A niente serve l’appello accorato di Roberto Speranza, bersaniano moderato ma anche capogruppo alla camera che ha disciplinatamente chiesto per conto di Renzi l’anticipo del voto in aula. Chiede di trovare un’intesa nel Pd: «Rischiamo la spaccatura», «se usciamo di qui senza una parte del Pd, usciamo non con riforme più deboli. Per questo «mette a disposizione» il suo ruolo di capogruppo. Margine di trattiva non c’è. E lo dimostra il fatto che Renzi non ha previsto la replica finale. Stavolta non finge neanche di fare la sintesi: la posizione del Pd è quella del segretario-premier, prendere o lasciare. Si unisce all’appello Gianni Cuperlo: chiede solo «un incremento dei collegi», non le vituperate preferenze, non si arrende «all’idea che su un tema così decisivo la prima fondamentale unità non si possa cercare all’interno della nostra comunità». Ma annuncia che se l’Italicum resterà quello di oggi, alla camera non voterà.

Il dibattito si scalda parecchio. La «vecchia guardia» non interviene. Bersani resta per lo più fuori dalla sala e va via prima della fine. Massimo D’Alema, nella giornataccia del suo nome uscito nelle intercettazioni dell’inchiesta sulle tangenti a Ischia (lui si dichiara «offeso, indignato ed estraneo») non c’è per precedenti impegni. Il più cattivo del giorno è uno della nuova generazione, D’Attorre. Il suo, dice, è un «dissenso profondo» su una legge «incompatibile con il sistema parlamentare». Nessun ricatto, piuttosto la minaccia di un voto di fiducia sulla legge elettorale, che Renzi ha lasciato scivolare nella relazione, sarebbe «un vulnus insostenibile politico e regolamentare». Quanto all’altra minaccia, velata – neanche troppo – quella del voto anticipato, D’Attorre chiede prima un congresso: «Diciamolo e organizziamo un confronto interno che consenta di arrivare all’obiettivo avendo misurato gli argomenti di fronte a nostri iscritti e militanti». Non è finita, D’Attorre annuncia anche che con una spaccatura nel Pd «le riforme al senato finiranno su un binario morto». Una dichiarazione di guerra, non c’è che dire. «Un ricatto», lo definirà il renziano Matteo Richetti.

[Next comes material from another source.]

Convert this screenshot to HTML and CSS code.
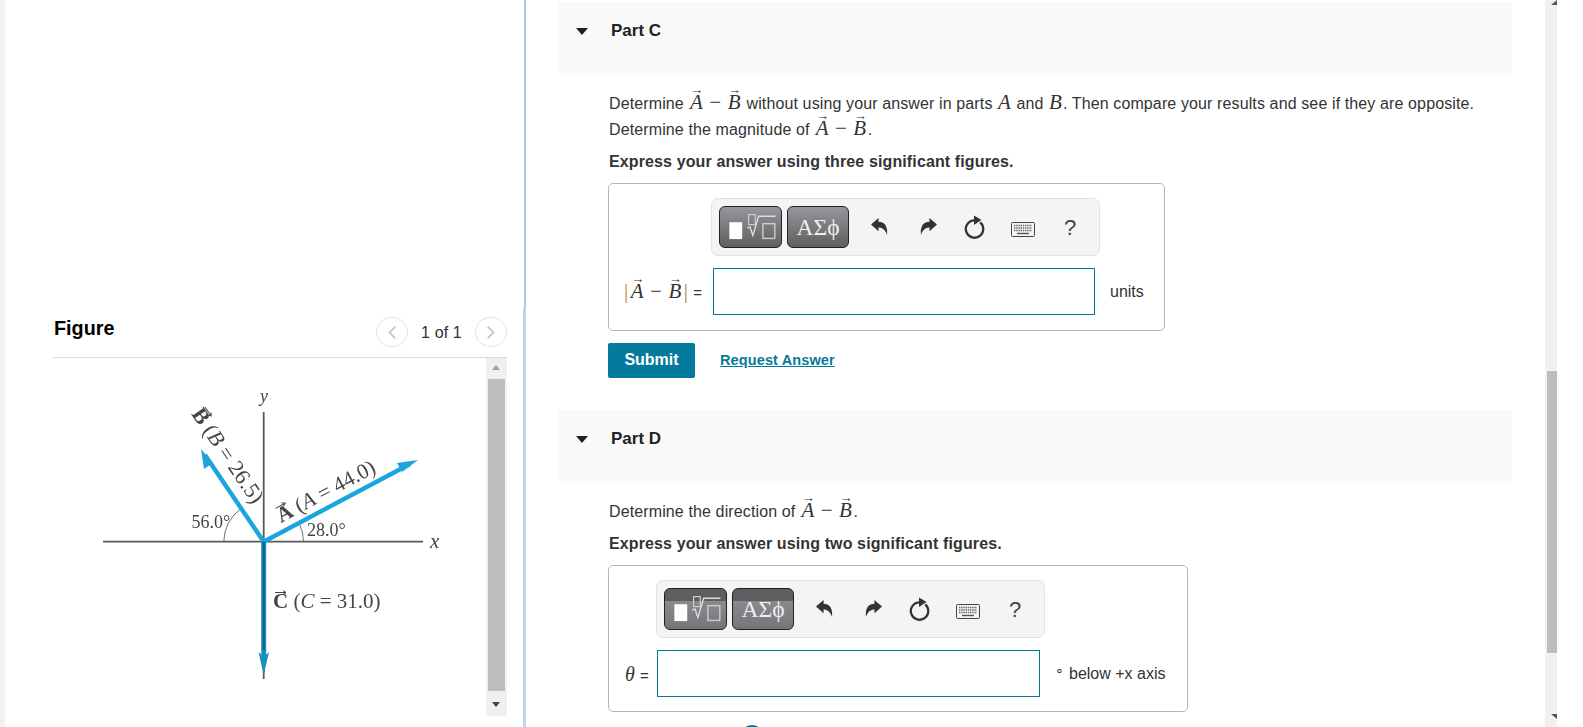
FILE: index.html
```html
<!DOCTYPE html>
<html lang="en">
<head>
<meta charset="utf-8">
<title>Part C and Part D</title>
<link rel="stylesheet" href="styles.css">
</head>
<body>
<svg class="defs" aria-hidden="true">
  <symbol id="i-undo" viewBox="0 0 18 20"><path d="M0 8 8 1V5C14 5 18 9 17 19 15 13 12 11 8 11V15Z"/></symbol>
  <symbol id="i-redo" viewBox="0 0 18 20"><path d="M18 8 10 1V5C4 5 0 9 1 19 3 13 6 11 10 11V15Z"/></symbol>
  <symbol id="i-reset" viewBox="0 0 22 24"><path d="M10.500 5.300A8.700 8.700 0 1 0 16.200 7.400" fill="none" stroke="#333" stroke-width="2.300"/><path d="M10 .5 17.500 5 10 10Z"/></symbol>
  <symbol id="i-keys" viewBox="0 0 24 15"><rect x=".5" y=".5" width="23" height="14" rx="1" fill="#f4f4f4" stroke="#444"/><path d="M3 3.500H21M3 6H21M3 8.500H21" stroke="#666" stroke-width="1.400" stroke-dasharray="1.400 .8"/><path d="M6 11.500H18" stroke="#555" stroke-width="1.400"/></symbol>
  <symbol id="i-tpl" viewBox="0 0 63 42"><rect x="9.300" y="16" width="13.500" height="17.700" fill="#fff"/><rect x="29.500" y="8" width="7" height="10.500" fill="none" stroke="#ccc" stroke-width="1.300"/><path d="M28 22 31 21 34 30 40 9.700H57.700" fill="none" stroke="#ddd" stroke-width="1.400"/><rect x="44.500" y="17.500" width="12.500" height="15.500" fill="none" stroke="#ccc" stroke-width="1.500"/></symbol>
</svg>

<div class="page">
  <div class="rail"></div>

  <aside class="left">
    <header class="fig-head">
      <h2 class="fig-title">Figure</h2>
      <nav class="pager">
        <span class="circle"><svg class="chev" viewBox="0 0 12 18"><path d="M10 2 3 9 10 16"/></svg></span>
        <span class="count">1 of 1</span>
        <span class="circle"><svg class="chev" viewBox="0 0 12 18"><path d="M2 2 9 9 2 16"/></svg></span>
      </nav>
    </header>
    <div class="fig-view">
      <div class="fig-canvas">
        <svg class="diagram" viewBox="53 358 433 358" role="img" aria-label="Vector diagram">
          <g class="axis">
            <line x1="103" y1="541.700" x2="423" y2="541.700"/>
            <line x1="263.700" y1="412" x2="263.700" y2="679"/>
          </g>
          <g class="arc">
            <path d="M303.500 541.700A40 40 0 0 0 299 523"/>
            <path d="M223.800 541.700A40 40 0 0 1 241.300 508.500"/>
          </g>
          <g class="vec-a">
            <line x1="263.700" y1="541.700" x2="410" y2="464"/>
            <line x1="263.700" y1="541.700" x2="205" y2="455"/>
          </g>
          <line class="vec-c" x1="263.700" y1="541.700" x2="263.700" y2="660"/>
          <line class="vec-core" x1="263.700" y1="541.700" x2="263.700" y2="650"/>
          <path class="head" d="M418 460 397 463 402 472Z"/>
          <path class="head" d="M201 449 204 469 213 463Z"/>
          <path class="head-c" d="M263.700 675 258.500 652 263.700 657 269 652Z"/>
          <text class="lbl" x="191.500" y="527.500">56.0°</text>
          <text class="lbl" x="307" y="536">28.0°</text>
          <text class="lbl ital" x="260" y="402">y</text>
          <text class="lbl ital big" x="430" y="548">x</text>
          <g transform="translate(273 608)">
            <text class="lbl big"><tspan class="bold">C</tspan> (<tspan class="ital">C</tspan> = 31.0)</text>
            <path class="over" d="M2 -15.500H13M10 -17.500 13 -15.500 10 -13.500"/>
          </g>
          <g transform="translate(281 523) rotate(-28)">
            <text class="lbl big wide"><tspan class="bold">A</tspan> (<tspan class="ital">A</tspan> = 44.0)</text>
            <path class="over" d="M2 -15.500H13M10 -17.500 13 -15.500 10 -13.500"/>
          </g>
          <g transform="translate(191 414) rotate(55.800)">
            <text class="lbl big wider"><tspan class="bold">B</tspan> (<tspan class="ital">B</tspan> = 26.5)</text>
            <path class="over" d="M2 -15.500H13M10 -17.500 13 -15.500 10 -13.500"/>
          </g>
        </svg>
      </div>
      <div class="fig-scroll">
        <span class="tri tri-up"></span>
        <span class="fig-thumb"></span>
        <span class="tri tri-down"></span>
      </div>
    </div>
  </aside>

  <div class="divider"><span class="div-top"></span><span class="div-bottom"></span></div>

  <main class="main">
    <section class="part part-c">
      <header class="part-head"><span class="caret"></span><h3 class="part-title">Part C</h3></header>
      <div class="part-body">
        <p class="line">Determine <span class="m"><span class="v">A</span><span class="minus">−</span><span class="v">B</span></span> without using your answer in parts <span class="m"><i>A</i></span> and <span class="m"><i>B</i></span>. Then compare your results and see if they are opposite.</p>
        <p class="line">Determine the magnitude of <span class="m"><span class="v">A</span><span class="minus">−</span><span class="v">B</span></span>.</p>
        <p class="hint">Express your answer using three significant figures.</p>
        <div class="box box-c">
          <div class="toolbar tb-c">
            <button class="tool"><svg class="tpl"><use href="#i-tpl"/></svg></button>
            <button class="tool greek">ΑΣϕ</button>
            <svg class="ico ico-undo"><use href="#i-undo"/></svg>
            <svg class="ico ico-redo"><use href="#i-redo"/></svg>
            <svg class="ico ico-reset"><use href="#i-reset"/></svg>
            <svg class="ico ico-keys"><use href="#i-keys"/></svg>
            <span class="help">?</span>
          </div>
          <div class="answer">
            <span class="label label-c"><span class="m"><span class="bar">|</span><span class="v">A</span><span class="minus">−</span><span class="v">B</span><span class="bar">|</span></span> =</span>
            <span class="field"></span>
            <span class="unit">units</span>
          </div>
        </div>
        <div class="actions">
          <button class="submit">Submit</button>
          <a class="request" href="#">Request Answer</a>
        </div>
      </div>
    </section>

    <section class="part part-d">
      <header class="part-head"><span class="caret"></span><h3 class="part-title">Part D</h3></header>
      <div class="part-body">
        <p class="line">Determine the direction of <span class="m"><span class="v">A</span><span class="minus">−</span><span class="v">B</span></span>.</p>
        <p class="hint">Express your answer using two significant figures.</p>
        <div class="box box-d">
          <div class="toolbar tb-d">
            <button class="tool banded"><svg class="tpl"><use href="#i-tpl"/></svg></button>
            <button class="tool greek banded">ΑΣϕ</button>
            <svg class="ico ico-undo"><use href="#i-undo"/></svg>
            <svg class="ico ico-redo"><use href="#i-redo"/></svg>
            <svg class="ico ico-reset"><use href="#i-reset"/></svg>
            <svg class="ico ico-keys"><use href="#i-keys"/></svg>
            <span class="help">?</span>
          </div>
          <div class="answer">
            <span class="label label-d"><span class="m theta"><i>θ</i></span> =</span>
            <span class="field"></span>
            <span class="unit unit-d"><sup class="deg">∘</sup><span>below +x axis</span></span>
          </div>
        </div>
        <span class="spinner"></span>
      </div>
    </section>
  </main>

  <div class="page-scroll">
    <span class="tri-s tri-s-up"></span>
    <span class="page-thumb"></span>
    <span class="tri-s tri-s-down"></span>
  </div>
</div>
</body>
</html>
```
FILE: styles.css
```css
* { box-sizing: border-box; }
html, body { margin: 0; height: 100%; overflow: hidden; background: #fff; }
body { font-family: "Liberation Sans", Arial, sans-serif; font-size: 16px; letter-spacing: .12px; color: #333; }
.defs { display: none; }
.page { display: flex; height: 727px; width: 1583px; overflow: hidden; }

.rail { width: 5px; background: #f2f2f2; flex: none; }

/* left column */
.left { width: 518px; flex: none; padding: 0 16px 11px 48px; display: flex; flex-direction: column; justify-content: flex-end; }
.fig-head { display: flex; justify-content: space-between; height: 43px; padding-top: 1px; border-bottom: 1px solid #ddd; }
.fig-title { margin: 0 0 0 1px; font-size: 19.800px; letter-spacing: 0; line-height: 24px; color: #000; font-weight: bold; }
.pager { display: flex; align-items: flex-start; padding-top: 1px; }
.circle { width: 32px; height: 30px; border: 1px solid #e4e4e4; border-radius: 50%; display: flex; align-items: center; justify-content: center; }
.chev { width: 10px; height: 15px; }
.chev path { fill: none; stroke: #b9c4d0; stroke-width: 2; }
.count { width: 67px; text-align: center; line-height: 32px; }
.fig-view { display: flex; height: 358px; }
.fig-canvas { flex: 1; min-width: 0; }
.diagram { display: block; width: 433px; height: 358px; filter: blur(.35px); }
.axis line { stroke: #58595b; stroke-width: 1.800; }
.arc path { fill: none; stroke: #666; stroke-width: .9; }
.vec-a line { stroke: #1aa5dc; stroke-width: 4.400; }
.vec-c { stroke: #1a8fbd; stroke-width: 5; }
.vec-core { stroke: #0f6a8c; stroke-width: 2.500; }
.head { fill: #1aa5dc; }
.head-c { fill: #1a8fbd; }
.lbl { font-family: "Liberation Serif", serif; font-size: 18px; fill: #444; letter-spacing: 0; }
.big { font-size: 21px; }
.wide { font-size: 21.500px; }
.wider { font-size: 22px; }
.ital { font-style: italic; }
.bold { font-weight: bold; }
.over { fill: none; stroke: #444; stroke-width: 1; }

.fig-scroll { width: 21px; background: #f0f0f0; flex: none; display: flex; flex-direction: column; align-items: center; position: relative; padding: 21px 0 25px 0; }
.fig-thumb { width: 17px; flex: 1; background: #bdbdbd; }
.tri { position: absolute; left: 6px; width: 0; height: 0; border-left: 4.500px solid transparent; border-right: 4.500px solid transparent; }
.tri-up { top: 7px; border-bottom: 5px solid #a0a0a0; }
.tri-down { bottom: 9px; border-top: 5px solid #444; }

.divider { width: 3px; flex: none; display: flex; flex-direction: column; align-items: flex-end; }
.div-top { width: 2px; height: 308px; background: #b4c7dc; }
.div-bottom { width: 3px; flex: 1; background: #c3d3e4; }

/* main column */
.main { width: 986px; flex: none; padding: 2px 0 0 32px; }
.part-d { margin-top: 32px; }
.part-head { height: 71px; background: #f9f9f9; display: flex; align-items: flex-start; padding: 20px 0 0 18px; }
.caret { width: 0; height: 0; margin-top: 6px; border-left: 6.500px solid transparent; border-right: 6.500px solid transparent; border-top: 7px solid #222; }
.part-title { margin: 0 0 0 23px; font-size: 17px; letter-spacing: 0; line-height: 18px; font-weight: bold; color: #222; }
.part-body { padding: 18px 0 0 50px; position: relative; }
.line { margin: 0; padding-left: 1px; line-height: 26px; height: 26px; white-space: nowrap; }
.hint { margin: 7px 0 9px; padding-left: 1px; line-height: 24px; font-weight: bold; }

.m { font-family: "Liberation Serif", serif; font-size: 21px; line-height: 1; color: #333; letter-spacing: 0; }
.m.theta { font-size: 20px; }
.m i { font-style: italic; padding: 0 1px; }
.v { font-style: italic; position: relative; display: inline-block; padding: 0 1.500px; }
.v::before { content: "→"; position: absolute; left: 1px; right: 0; top: -9px; font-size: 13px; font-style: normal; line-height: 13px; text-align: center; }
.minus { margin: 0 5px; }
.bar { color: #b0803a; margin: 0 1px; }

.box { border: 1px solid #b5b5b5; border-radius: 5px; padding: 14px 0 0 15px; }
.box-c { width: 557px; height: 148px; }
.box-d { width: 580px; height: 147px; }
.toolbar { height: 58px; width: 389px; background: #f4f4f4; border: 1px solid #e2e2e2; border-radius: 7px; display: flex; align-items: center; padding: 0 0 1px 7px; position: relative; }
.tool { width: 63px; height: 42px; margin: 1px 5px 0 0; padding: 0; border: 1px solid #222; border-radius: 6px; background: linear-gradient(#96969c, #5f5f5f); display: block; }
.tb-c { margin-left: 87px; }
.tb-d { margin-left: 32px; }
.tool.greek { width: 62px; font-family: "Liberation Serif", serif; font-size: 23.500px; color: #eee; letter-spacing: 0; }
.tool.banded { background: linear-gradient(#5e5e60 0, #5e5e60 30%, #8a8a8e 31%, #76767a 100%); }
.tpl { width: 61px; height: 40px; display: block; }
.ico { fill: #333; flex: none; }
.ico-undo { width: 17px; height: 19px; margin-left: 17px; }
.ico-redo { width: 17px; height: 19px; margin-left: 32px; }
.ico-reset { width: 22px; height: 24px; margin-left: 27px; }
.ico-keys { width: 24px; height: 15px; margin-left: 25px; margin-top: 5px; }
.help { font-size: 22px; color: #444; margin: 2px 0 0 29px; line-height: 22px; }

.answer { display: flex; align-items: center; margin-top: 12px; height: 47px; }
.label { white-space: nowrap; flex: none; font-size: 15px; }
.label-c { width: 89px; margin-left: -1px; }
.label-d { width: 33px; }
.box-c .field { margin-left: 1px; }
.field { height: 47px; width: 382px; border: 1px solid #007a9c; background: #fff; flex: none; }
.box-d .field { width: 383px; }
.unit { margin: 1px 0 0 15px; font-size: 16px; letter-spacing: 0; white-space: nowrap; }
.unit-d { display: flex; align-items: center; }
.deg { font-size: 14px; line-height: 1; margin: -8px 5px 0 0; }

.actions { display: flex; align-items: center; margin-top: 12px; height: 35px; }
.submit { width: 87px; height: 35px; border: 0; border-radius: 2px; padding: 0 0 2px; background: #047a9c; color: #fff; font: bold 16px "Liberation Sans", Arial, sans-serif; }
.request { margin: -2px 0 0 25px; font-weight: bold; font-size: 14.500px; color: #047a9c; }

.spinner { position: absolute; left: 182px; top: 244px; width: 24px; height: 24px; border: 4px solid #047a9c; border-radius: 50%; }

/* page scrollbar */
.page-scroll { width: 12px; margin-left: 33px; flex: none; background: #f0f0f0; position: relative; padding: 371px 0 74px 2px; display: flex; }
.page-thumb { flex: 1; background: #bdbdbd; }
.tri-s { position: absolute; right: 0; width: 0; height: 0; border-left: 6px solid transparent; }
.tri-s-up { top: 0; border-bottom: 5px solid #555; }
.tri-s-down { bottom: 8px; border-top: 5px solid #555; }
```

Anche Stefano Fassina, altro volto dei bersaniani intransigenti, va giù duro: «State minando i fondamenti della democrazia», «stiamo cambiando la forma di governo in un presidenzialismo di fatto ma senza contrappesi», «cosa succederà non alle prossime elezioni, quando il Pd con il 40 per cento prenderà il premio, ma con un partito che ha un consenso ristrettissimo e prende il premio?». Poi il deputato esplode anche sul diritto al dissenso e invita a «interventi liberi»: «Evitiamo un tasso di conformismo paragonabile al partito comunista nordcoreano». La platea rumoreggia. Di lì in avanti sfilano al microfono tutti «liberi pensatori» liberamente allineatissimi, renziani della prima seconda e terza ora, fino a un Gennaro Migliore, ultimo arrivato in maggioranza direttamente da Sel, che spiega come «difendere certa tradizione della sinistra sia un tradimento». Il vicepresidente della camera Giachetti fa uno show: bacchetta Bersani per non aver votato il Mattarellum quando poteva farlo, anziché chiederlo ora. E se la prende con Fassina e gli altri, per i quali «il voto in direzione per voi è utile solo quando la maggioranza ce l’avete voi». Per ora la minoranza tiene. Renzi, con buona dose di realismo, è sicuro che sul voto finale si spaccherà. Ma prima ci sarà la guerriglia di Montecitorio: in prima commissione, dove oggi inizia l’iter, la minoranza conta 12 componenti su 23 (fra loro ci sono anche Bersani, Bindi, Cuperlo e D’Attorre). Per ora la direzione seppellisce con un 120 a zero l’applauso iniziale a Ingrao, maestro del dissenso.